**Task brief:** Identify each line below containing the string "components" and copy it.

====

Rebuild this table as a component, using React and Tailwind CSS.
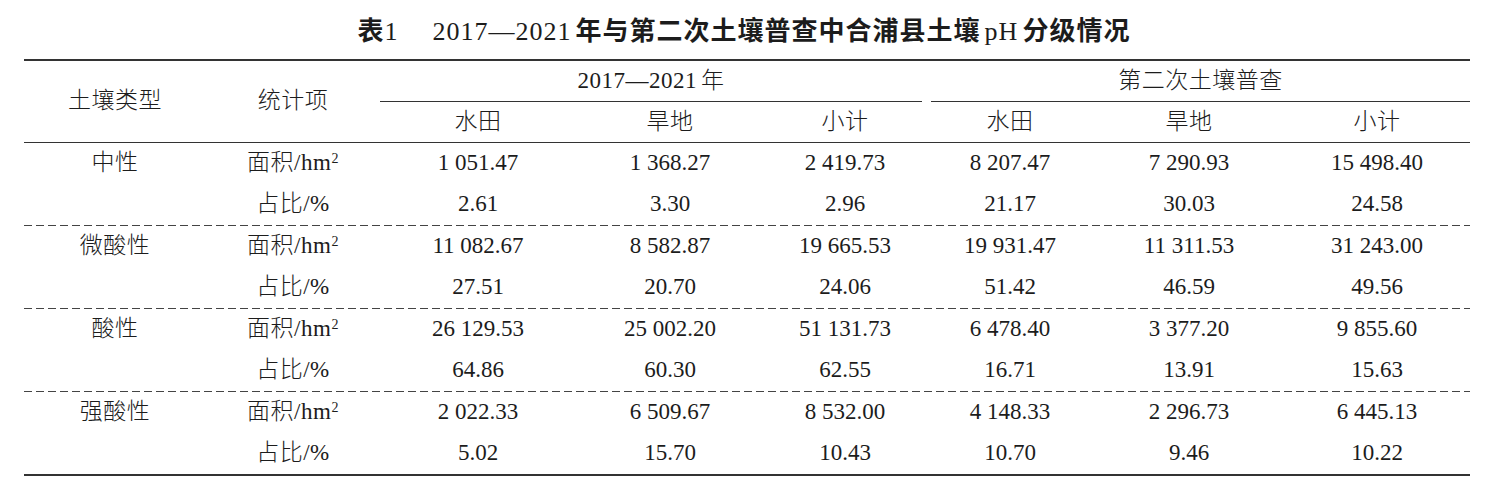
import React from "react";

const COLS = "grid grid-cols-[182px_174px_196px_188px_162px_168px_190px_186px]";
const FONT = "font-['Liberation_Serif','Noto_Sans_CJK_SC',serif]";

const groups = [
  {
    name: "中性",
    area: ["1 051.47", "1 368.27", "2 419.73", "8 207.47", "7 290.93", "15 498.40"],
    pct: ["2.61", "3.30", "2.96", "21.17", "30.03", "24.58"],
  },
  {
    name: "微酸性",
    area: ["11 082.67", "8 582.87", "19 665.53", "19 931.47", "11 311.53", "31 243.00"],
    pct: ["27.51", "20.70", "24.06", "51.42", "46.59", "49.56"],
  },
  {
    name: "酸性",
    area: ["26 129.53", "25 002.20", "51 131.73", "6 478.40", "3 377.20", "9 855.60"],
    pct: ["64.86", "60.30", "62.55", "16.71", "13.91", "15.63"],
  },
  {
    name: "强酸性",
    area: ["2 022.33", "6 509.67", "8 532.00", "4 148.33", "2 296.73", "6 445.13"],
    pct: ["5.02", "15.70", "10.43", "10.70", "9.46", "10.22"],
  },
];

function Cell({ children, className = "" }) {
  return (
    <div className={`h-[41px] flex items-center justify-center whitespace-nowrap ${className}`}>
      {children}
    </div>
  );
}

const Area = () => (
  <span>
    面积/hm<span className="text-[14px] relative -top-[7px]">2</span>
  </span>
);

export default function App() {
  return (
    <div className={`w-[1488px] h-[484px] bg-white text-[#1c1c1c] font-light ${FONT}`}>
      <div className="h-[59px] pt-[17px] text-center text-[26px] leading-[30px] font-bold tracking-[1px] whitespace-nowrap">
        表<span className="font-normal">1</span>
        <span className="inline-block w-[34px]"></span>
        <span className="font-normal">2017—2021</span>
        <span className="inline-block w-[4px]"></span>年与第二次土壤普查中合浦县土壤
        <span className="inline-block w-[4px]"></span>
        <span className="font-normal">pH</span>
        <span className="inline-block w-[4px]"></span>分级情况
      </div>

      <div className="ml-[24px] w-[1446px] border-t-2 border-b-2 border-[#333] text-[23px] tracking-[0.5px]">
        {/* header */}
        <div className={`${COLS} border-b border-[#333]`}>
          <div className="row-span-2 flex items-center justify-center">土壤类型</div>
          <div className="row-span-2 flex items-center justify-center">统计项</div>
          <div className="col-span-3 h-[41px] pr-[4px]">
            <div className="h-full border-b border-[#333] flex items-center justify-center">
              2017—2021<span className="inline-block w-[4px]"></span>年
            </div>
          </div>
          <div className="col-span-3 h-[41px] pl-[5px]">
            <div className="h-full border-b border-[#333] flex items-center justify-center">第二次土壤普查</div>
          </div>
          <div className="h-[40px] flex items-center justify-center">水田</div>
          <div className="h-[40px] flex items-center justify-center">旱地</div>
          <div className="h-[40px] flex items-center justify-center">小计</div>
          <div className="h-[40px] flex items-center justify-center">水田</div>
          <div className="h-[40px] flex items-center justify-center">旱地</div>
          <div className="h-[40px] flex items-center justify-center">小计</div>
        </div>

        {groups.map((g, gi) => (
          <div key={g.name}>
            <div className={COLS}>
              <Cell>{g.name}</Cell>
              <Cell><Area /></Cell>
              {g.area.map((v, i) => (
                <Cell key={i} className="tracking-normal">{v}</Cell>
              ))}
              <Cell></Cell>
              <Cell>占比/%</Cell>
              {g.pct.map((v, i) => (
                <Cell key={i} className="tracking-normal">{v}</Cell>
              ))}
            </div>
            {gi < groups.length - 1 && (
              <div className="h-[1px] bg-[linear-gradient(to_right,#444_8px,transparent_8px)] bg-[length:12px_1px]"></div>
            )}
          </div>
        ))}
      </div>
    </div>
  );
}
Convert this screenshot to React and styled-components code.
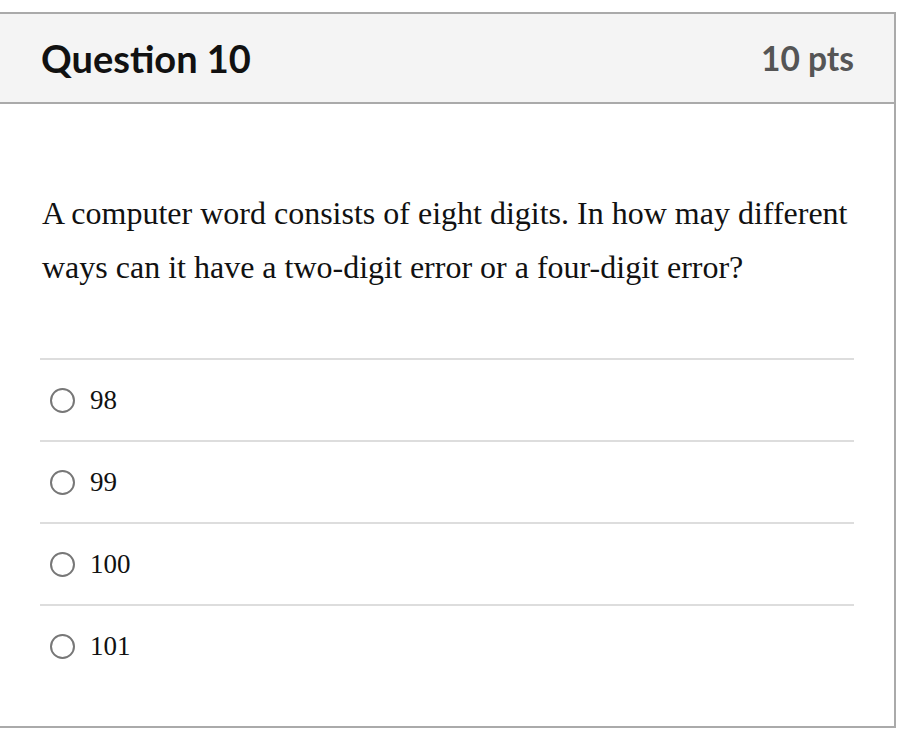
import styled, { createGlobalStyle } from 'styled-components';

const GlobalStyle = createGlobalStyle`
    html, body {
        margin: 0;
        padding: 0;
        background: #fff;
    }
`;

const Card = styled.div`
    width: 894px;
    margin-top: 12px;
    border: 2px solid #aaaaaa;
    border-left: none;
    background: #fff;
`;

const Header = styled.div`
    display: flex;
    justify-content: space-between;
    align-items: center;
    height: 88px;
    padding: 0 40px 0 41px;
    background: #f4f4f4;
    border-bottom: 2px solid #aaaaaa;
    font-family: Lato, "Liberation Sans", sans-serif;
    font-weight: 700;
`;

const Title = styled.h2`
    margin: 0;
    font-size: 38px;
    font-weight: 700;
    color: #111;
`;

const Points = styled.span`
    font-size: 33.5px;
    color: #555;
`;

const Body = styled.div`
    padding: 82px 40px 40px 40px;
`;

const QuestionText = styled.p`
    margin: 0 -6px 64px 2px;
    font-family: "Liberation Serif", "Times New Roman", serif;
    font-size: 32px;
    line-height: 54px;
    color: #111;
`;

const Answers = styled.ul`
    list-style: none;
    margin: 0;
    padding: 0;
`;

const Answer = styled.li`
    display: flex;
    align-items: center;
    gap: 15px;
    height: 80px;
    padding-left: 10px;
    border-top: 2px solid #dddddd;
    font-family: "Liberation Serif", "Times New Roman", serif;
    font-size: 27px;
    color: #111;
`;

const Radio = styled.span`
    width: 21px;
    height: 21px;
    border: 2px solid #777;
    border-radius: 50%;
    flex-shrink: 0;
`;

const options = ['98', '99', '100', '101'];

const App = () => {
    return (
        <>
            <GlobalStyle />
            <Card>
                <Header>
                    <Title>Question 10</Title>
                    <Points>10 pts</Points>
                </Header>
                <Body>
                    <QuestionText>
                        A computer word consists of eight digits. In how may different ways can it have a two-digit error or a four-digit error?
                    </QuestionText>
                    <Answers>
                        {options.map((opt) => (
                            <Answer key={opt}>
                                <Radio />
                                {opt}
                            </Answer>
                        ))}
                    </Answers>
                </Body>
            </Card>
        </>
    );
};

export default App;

====

**Result below:**
Convert this screenshot to React and styled-components code.
import styled, { createGlobalStyle } from 'styled-components';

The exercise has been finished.